▶ _REQUIRED WORK_
Find the lines below that contain the string "screenshot". Copy each one.

┌─ DATA BLOCK

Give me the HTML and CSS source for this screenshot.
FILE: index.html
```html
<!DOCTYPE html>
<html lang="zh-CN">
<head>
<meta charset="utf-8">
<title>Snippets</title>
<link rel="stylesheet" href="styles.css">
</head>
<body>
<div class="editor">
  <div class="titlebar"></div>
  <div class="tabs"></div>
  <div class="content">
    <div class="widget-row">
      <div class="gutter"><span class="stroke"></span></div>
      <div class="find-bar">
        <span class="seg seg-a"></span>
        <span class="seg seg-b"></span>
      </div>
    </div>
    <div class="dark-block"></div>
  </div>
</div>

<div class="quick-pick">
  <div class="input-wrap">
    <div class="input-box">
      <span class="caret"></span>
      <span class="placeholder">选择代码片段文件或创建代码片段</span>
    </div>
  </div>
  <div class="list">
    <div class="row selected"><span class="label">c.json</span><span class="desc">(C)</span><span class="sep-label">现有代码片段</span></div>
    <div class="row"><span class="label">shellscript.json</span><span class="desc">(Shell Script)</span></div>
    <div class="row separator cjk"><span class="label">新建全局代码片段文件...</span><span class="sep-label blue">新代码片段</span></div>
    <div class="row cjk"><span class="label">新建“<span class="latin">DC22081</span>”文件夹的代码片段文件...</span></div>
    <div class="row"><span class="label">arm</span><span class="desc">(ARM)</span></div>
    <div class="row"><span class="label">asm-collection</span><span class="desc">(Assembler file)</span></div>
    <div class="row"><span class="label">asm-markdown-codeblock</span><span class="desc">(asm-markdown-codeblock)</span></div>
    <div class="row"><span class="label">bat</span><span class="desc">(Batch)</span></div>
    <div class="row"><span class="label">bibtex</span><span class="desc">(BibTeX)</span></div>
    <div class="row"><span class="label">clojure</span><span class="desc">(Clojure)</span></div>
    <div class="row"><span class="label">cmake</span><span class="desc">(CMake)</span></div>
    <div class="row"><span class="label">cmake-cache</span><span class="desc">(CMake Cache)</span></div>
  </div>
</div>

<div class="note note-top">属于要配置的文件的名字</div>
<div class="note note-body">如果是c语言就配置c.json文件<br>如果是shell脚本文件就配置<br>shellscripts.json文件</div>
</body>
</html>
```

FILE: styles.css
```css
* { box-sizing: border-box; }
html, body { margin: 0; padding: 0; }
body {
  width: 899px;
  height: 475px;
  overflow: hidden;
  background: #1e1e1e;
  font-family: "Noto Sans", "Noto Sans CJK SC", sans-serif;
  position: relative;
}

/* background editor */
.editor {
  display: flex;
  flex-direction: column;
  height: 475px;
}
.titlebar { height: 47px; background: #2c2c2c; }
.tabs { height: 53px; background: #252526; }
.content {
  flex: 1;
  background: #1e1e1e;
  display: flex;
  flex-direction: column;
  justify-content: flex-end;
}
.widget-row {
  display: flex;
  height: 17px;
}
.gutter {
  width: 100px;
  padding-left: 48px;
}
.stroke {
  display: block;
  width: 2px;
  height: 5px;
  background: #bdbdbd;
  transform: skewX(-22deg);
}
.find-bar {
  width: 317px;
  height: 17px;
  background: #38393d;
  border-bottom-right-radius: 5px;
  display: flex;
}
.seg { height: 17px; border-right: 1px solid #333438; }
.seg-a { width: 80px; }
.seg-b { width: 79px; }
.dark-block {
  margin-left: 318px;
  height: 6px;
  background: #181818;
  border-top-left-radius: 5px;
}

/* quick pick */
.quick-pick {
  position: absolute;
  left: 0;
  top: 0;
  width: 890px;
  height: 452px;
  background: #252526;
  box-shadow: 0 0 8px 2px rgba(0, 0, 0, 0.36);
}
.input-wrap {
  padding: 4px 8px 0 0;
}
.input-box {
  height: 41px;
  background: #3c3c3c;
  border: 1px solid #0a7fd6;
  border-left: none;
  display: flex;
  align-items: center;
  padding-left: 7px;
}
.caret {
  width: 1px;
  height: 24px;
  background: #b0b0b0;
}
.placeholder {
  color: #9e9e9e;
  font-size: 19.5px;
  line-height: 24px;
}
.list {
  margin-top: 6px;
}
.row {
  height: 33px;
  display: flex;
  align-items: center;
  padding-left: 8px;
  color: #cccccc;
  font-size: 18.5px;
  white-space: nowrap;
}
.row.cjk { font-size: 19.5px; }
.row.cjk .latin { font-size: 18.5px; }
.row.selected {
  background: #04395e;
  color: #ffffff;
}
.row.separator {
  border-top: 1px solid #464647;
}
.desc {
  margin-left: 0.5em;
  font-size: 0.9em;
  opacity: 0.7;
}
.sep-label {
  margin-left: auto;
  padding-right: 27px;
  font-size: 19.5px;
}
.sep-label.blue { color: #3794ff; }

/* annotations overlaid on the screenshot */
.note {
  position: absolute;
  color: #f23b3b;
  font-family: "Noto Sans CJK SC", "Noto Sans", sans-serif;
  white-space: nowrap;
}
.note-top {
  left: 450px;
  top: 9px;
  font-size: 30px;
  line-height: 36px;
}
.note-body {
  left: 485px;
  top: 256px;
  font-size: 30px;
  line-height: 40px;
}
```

└─

▶ _SOLVED PROBLEM_
Give me the HTML and CSS source for this screenshot.
/* annotations overlaid on the screenshot */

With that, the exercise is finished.